Do you think that we would be doing what we're doing if the insider had not already told us that nuclear war wasn't going to happen?
What do you think? Because if we're just guessing about pushing Putin into a nuclear confrontation, then we're pretty reckless, aren't we?
But what if, what if, hypothetically, what if somebody on the inside said, look, If you can get rid of Putin for us, the thing I can guarantee is we're not going to launch any nukes.
Because, you know, the generals just won't do it.
Or something like that. You know, maybe it's the number two guy.
The number two guy says, alright, I'm just not going to give the command.
If you can get rid of Putin for us, I'll be president, maybe.
But I'm not going to give the command to launch a nuke.
I feel as if we must have some inside information.
Just, what do you think about that question?
Do you think, yes or no, we have inside information that we trust about Putin's ability or willingness to launch a nuke?
Don't you think we have to know that?
Because we're acting as if we know it, aren't we?
I haven't seen anybody say that.
But the way we're acting is if we have the answer to the question already.
We're not acting like we're tentative or we're worried about a nuclear strike.
We're acting like we know it's not going to come.
Why is that? I got questions, you know?
All right. Here was a surprise story.
The New York Post had this.
There are two people who apparently stepped down from or are no longer on, however they left.
The National Board of Black Lives Matter.
Now that by itself is not a story except who these two people are.
One of them is Mark Elias.
And The other was somebody I'd never heard of.
But Mark Elias and the Elias Law Group, they're strongly associated with getting Democrats elected.
That's Hillary Clinton's peeps.
These are as Democrat as you can get.
And Mark Elias was one of the people who caused the rule changes that some people say is the reason that Biden won in the election.
That these two people were on the Black Lives Matter National Board?
Doesn't that tell you that Black Lives Matter was just a Democrat political organization?
That kind of tells you that, doesn't it?
At this point, and there's some speculation that the reason that they're no longer on the board is because the national organization is just going to fall apart entirely, which I thought it sort of had.
But at this point, Everything you suspected about Black Lives Matter not being an organic organization appears to be true.
Wouldn't you say?
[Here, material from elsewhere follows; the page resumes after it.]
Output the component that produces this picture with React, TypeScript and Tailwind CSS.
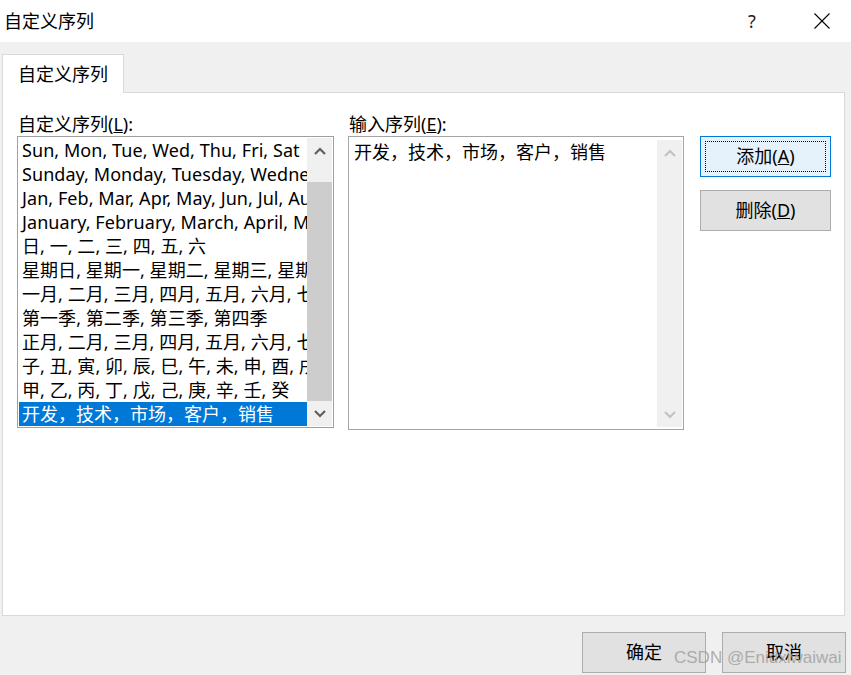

Yeah, it appears to be true that Black Lives Matter was never a legitimate organization.
There were, you know, plenty of legitimate people who had legitimate concerns, but the organization itself appears to be completely just a Democrat organ.
Did you see the story about the Ukrainian soldiers are using facial recognition to send photos to the families and friends of dead Russian soldiers?
Imagine getting that photo.
That would not be a good thing.
But the thing they don't say is that they're doing it for war propaganda.
Although they say it in an indirect way.
They're trying to let the Russian public know that there are real Russians dying in the war because the Russians don't necessarily know how bad it is.
But apparently there's also some rule that says you have to try to give back your soldiers to the other side.
Sort of a Geneva Convention thing.
So Ukraine is hiding behind that Geneva Convention thing to say, oh no, we're just sending facial recognition.
We're using facial recognition to tell people where the bodies are in case they want to come get them.
Now, who's going to go to Ukraine right now to go get a body?
So to me, it just looks like a horrible, horrible war propaganda technique, which is probably entirely legitimate in the context of war.
Now, here's a question for you.
So we have this, you know, war crimes standards, and if you kill a civilian, for example, that would be a war crime.
If you do it intentionally.
And if you were to torture a captured soldier, that would be a war crime.
But why do we treat the war crimes the same if there's an invading army versus a defending army?
Now, if somebody's a defending army and they're captured and tortured, I would say that's a war crime, no doubt about it.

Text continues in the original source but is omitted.